Sensors 2014, 14(4), 6797-6805; https://doi.org/10.3390/s140406797
Submission received: 3 December 2013 / Revised: 25 March 2014 / Accepted: 28 March 2014 / Published: 14 April 2014
(This article belongs to the Special Issue Magnetic Resonance Sensors)

Abstract

: A three-magnet array unilateral NMR sensor with a homogeneous sensitive spot was employed for assessing aging of the turbine oils used in two different power stations. The Carr-Purcell-Meiboom-Gill (CPMG) sequence and Inversion Recovery-prepared CPMG were employed for measuring the 1H-NMR transverse and longitudinal relaxation times of turbine oils with different service status. Two signal components with different lifetimes were obtained by processing the transverse relaxation curves with a numeric program based on the Inverse Laplace Transformation. The long lifetime components of the transverse relaxation time T2eff and longitudinal relaxation time T1 were chosen to monitor the hydraulic fluid aging. The results demonstrate that an increase of the service time of the turbine oils clearly results in a decrease of T2eff,long and T1,long. This indicates that the T2eff,long and T1,long relaxation times, obtained from the unilateral magnetic resonance measurements, can be applied as indices for degradation of the hydraulic fluid in power station turbines.

1. Introduction

Since the discovery of their excellent anti-wear and fire resistance properties in the 1940s, the use of phosphate ester hydraulic fluids by industry has steadily increased [1,2]. In power systems, phosphate esters are used primarily as fire-resistant base-stocks in turbines for speed governing, lubricating, radiating, cleaning and vibration damping [3]. In operation at high temperatures, in the presence of oxygen, water vapor and catalytically active metals, these synthetic oils are severely stressed. These conditions may lead to a rapid degradation of their oxidation and the hydrolysis resistance, which may cause corrosion and even failure of the system [46]. In order to prevent change of viscosity, formation of deposits and corrosion, oil degradation must be minimized [7]. Therefore, the hydraulic system is usually equiped with a by-pass regenerating unit [3] to remove acidic substances and water, as well as solid particulate contaminants. During the aging process, the oil continuously degrades and is regenerated until it is non-renewable by accumulation of degradation products. It is very expensive (about 110,000 USD) to replace the oil in power plant turbines [8]. Consequently, a quality control measurement is needed for safe and economic operation of the power system.

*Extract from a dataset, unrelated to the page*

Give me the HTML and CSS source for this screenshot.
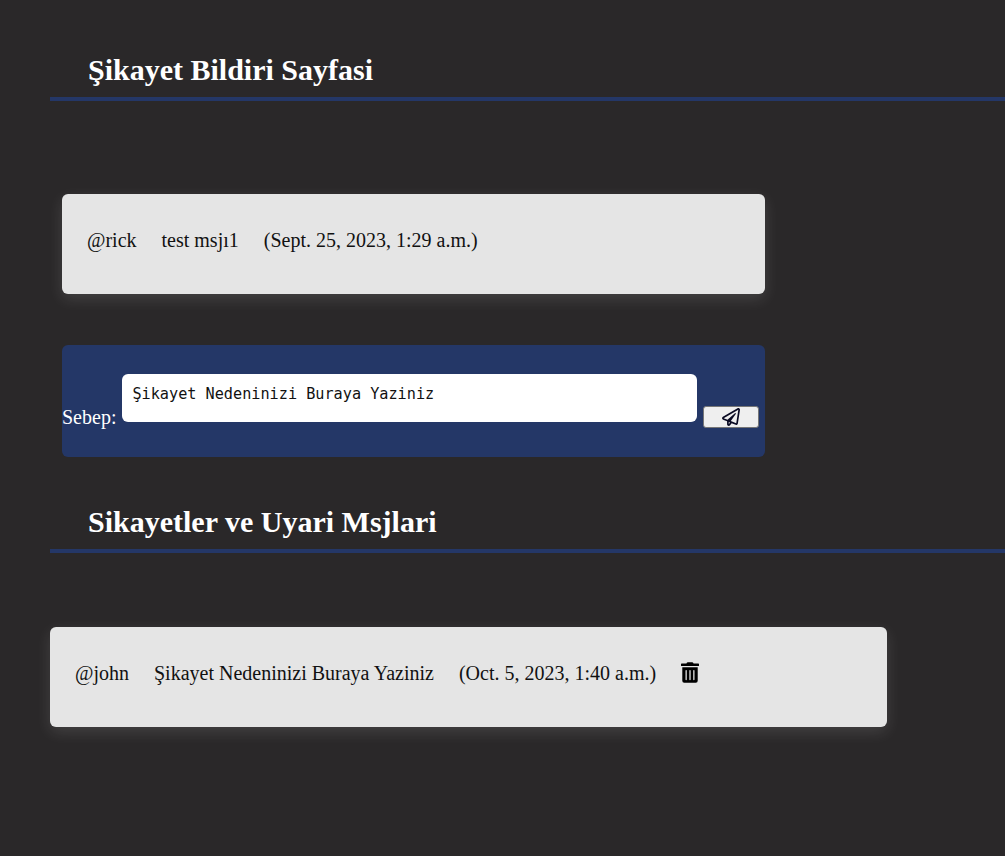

With deterioration [8] of phosphate ester fire resistant oils the color deepens and precipitates are produced in severe cases. During aging, the acidity, water content, viscosity, dielectric constant, foam characteristic, and air release property, etc. may all change [7,9].

Traditionally phosphate ester aging was evaluated by observing color and turbidity changes [3]. This method is less rigorous, and sometimes led to major accidents and resulted in irreparable damage and significant economic losses. More recently turbine operators are required to test the appearance, acidity, resistivity and mechanical impurities of the oil at least once a week, and measure the moisture content, flash point and viscosity at least once per season [9]. Some sites even test the thermo-oxidative stability and corrosivity under simulated aging conditions, where the increase of acidity and viscosity, the formation of sludge and corrosion against various metals are controlled [7]. However, such a test program is expensive and time consuming and cannot be applied to a large number of samples in the surveillance of used oils.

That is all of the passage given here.